Merkel: Abwarten und Durchwurschteln

Wenn es also weder auf Inhalt noch auf die angeblich so notwendige Telegenität ankommt, dann hat der Aufstieg von Schulz einen viel schlichteren Grund: Er ist vor allem ein Misstrauensvotum gegen Merkel. Der Angie-Bonus hat sich zum Angie-Malus gewandelt. Mit Schulz bietet sich die Chance, Merkel abzustrafen, ohne zu viel zu riskieren. Nicht wenige Wähler nähmen dafür sogar Rot-Rot-Grün in Kauf. Das will etwas heißen.

Noch vertraut die CDU darauf, dass der Schulz-Heißluftballon an zu viel Selbstgefälligkeit zerplatzt. Doch spätestens, wenn nach dem Saarland und Schleswig-Holstein für die Christdemokraten auch die Landtagswahl in NRW – also im rot-grün regierten faled state der Problemhäuser und No-go-Areas – verloren geht, dürfte es vorbei sein mit der gespielten Gelassenheit. Dann spüren auch treueste Merkel-Fans, dass sie handeln müssen. Und zwar Ballast abwerfen: programmatisch und/oder personell. Gegen eine auf „soziale Gerechtigkeit” gekämmte Schulz-SPD zieht das Merkelsche Abwarten und Durchwursteln nicht mehr. Wer sich mit unkalkulierbaren Halbheiten begnügt, hat nun tatsächlich eine Alternative.

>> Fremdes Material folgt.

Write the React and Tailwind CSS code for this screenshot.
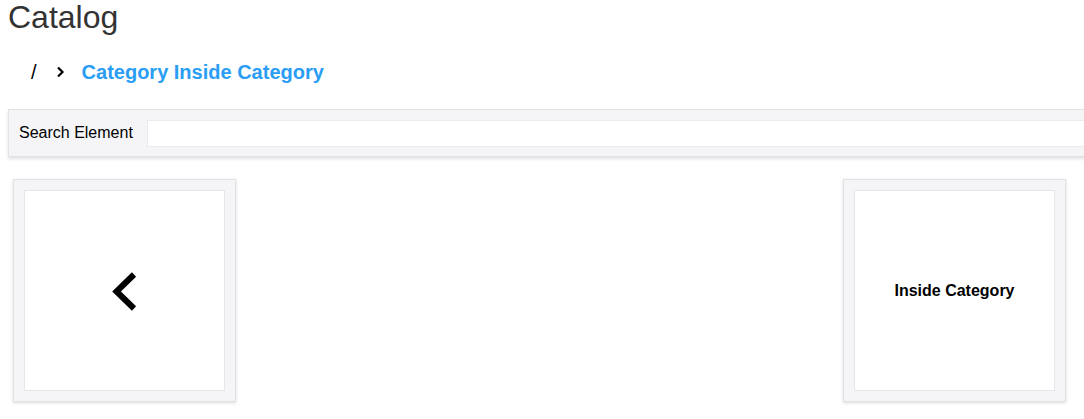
export default function App() {
  return (
    <div className="w-[1084px] h-[419px] overflow-hidden bg-white" style={{ fontFamily: '"Liberation Sans", Arial, sans-serif' }}>
      <h1 className="ml-[8px] text-[32px] leading-[34px] text-[#333333] font-normal">Catalog</h1>
      <div className="mt-[26px] flex items-center h-[24px] pl-[31px]">
        <span className="text-[20px] leading-[24px] text-black">/</span>
        <svg className="ml-[19px]" width="9" height="12" viewBox="0 0 9 12">
          <path d="M2 1.5 L6.5 6 L2 10.5" fill="none" stroke="#000" strokeWidth="2.2" />
        </svg>
        <span className="ml-[17px] text-[20px] leading-[24px] font-bold text-[#2a9df4]">Category Inside Category</span>
      </div>
      <div className="mt-[25px] ml-[8px] w-[1100px] h-[48px] flex items-center bg-[#f5f5f7] border border-[#e2e2e6] shadow-[0_2px_3px_rgba(0,0,0,0.12)] px-[10px]">
        <span className="text-[16px] leading-[18px] text-black">Search Element</span>
        <input className="ml-[14px] flex-1 h-[27px] bg-white border border-[#ebebef] outline-none" />
      </div>
      <div className="mt-[22px] ml-[13px] w-[1053px] flex justify-between">
        <div className="w-[223px] h-[223px] p-[10px] bg-[#f5f5f7] border border-[#e2e2e6] shadow-[0_1px_3px_rgba(0,0,0,0.15)]">
          <div className="w-[201px] h-[201px] bg-white border border-[#e6e6ea] flex items-center justify-center">
            <svg width="26" height="40" viewBox="0 0 26 40">
              <path d="M22 3.5 L4.5 20.5 L22 37.5" fill="none" stroke="#000" strokeWidth="6" strokeLinecap="butt" strokeLinejoin="miter" />
            </svg>
          </div>
        </div>
        <div className="w-[223px] h-[223px] p-[10px] bg-[#f5f5f7] border border-[#e2e2e6] shadow-[0_1px_3px_rgba(0,0,0,0.15)]">
          <div className="w-[201px] h-[201px] bg-white border border-[#e6e6ea] flex items-center justify-center">
            <span className="text-[16px] font-bold text-black">Inside Category</span>
          </div>
        </div>
      </div>
    </div>
  );
}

Konservative Verlässlichkeit mit Schäuble

Aber welche Alternative hat die Union? Zumindest hätte sie mit Wolfgang Schäuble eine Persönlichkeit, welche das eigene Milieu aus der Lethargie befreit. Der knorrige Finanzminister ist in der Partei stets Stimmenkönig. Er könnte glaubwürdig einen Kurswechsel vertreten: Kein weiteres deutsches Steuergeld mehr für die südeuropäischen Dauerpumpstaaten wie Griechenland; kein weiteres Treibenlassen der Migrationspolitik; keine Hau-ruck-Kurswechsel wie in der Energiepolitik. Ein Schäuble würde das Staatsvolk nicht zur beliebigen Masse erklären, wie das Merkel jetzt in Verkennung von Grundgesetz und Amtseid tat. Stattdessen: klare Kante und konservative Verlässlichkeit.

Erst dann wird der demokratische Wettbewerb in Gang kommen, den manche Medien bereits mit der Brüsseler Erscheinung namens Schulz für gegeben sehen. Mit Merkel tritt hingegen Langeweile an gegen Vollmundigkeit. Sie sollte es Sigmar Gabriel gleichtun: Erst das Land, dann die Partei, dann die Person. Diese politische Verhaltensregel stammt übrigens von Erwin Teufel, dem einstigen CDU-Ministerpräsidenten aus Baden-Württemberg. Der war und ist hoch angesehen. Aber auch das kann die Union lernen: Das einzig Beständige ist der Wandel. Oder sarkastischer ausgedrückt: Man sollte wenigstens absteigen, wenn das Pferd zu Tode geritten ist.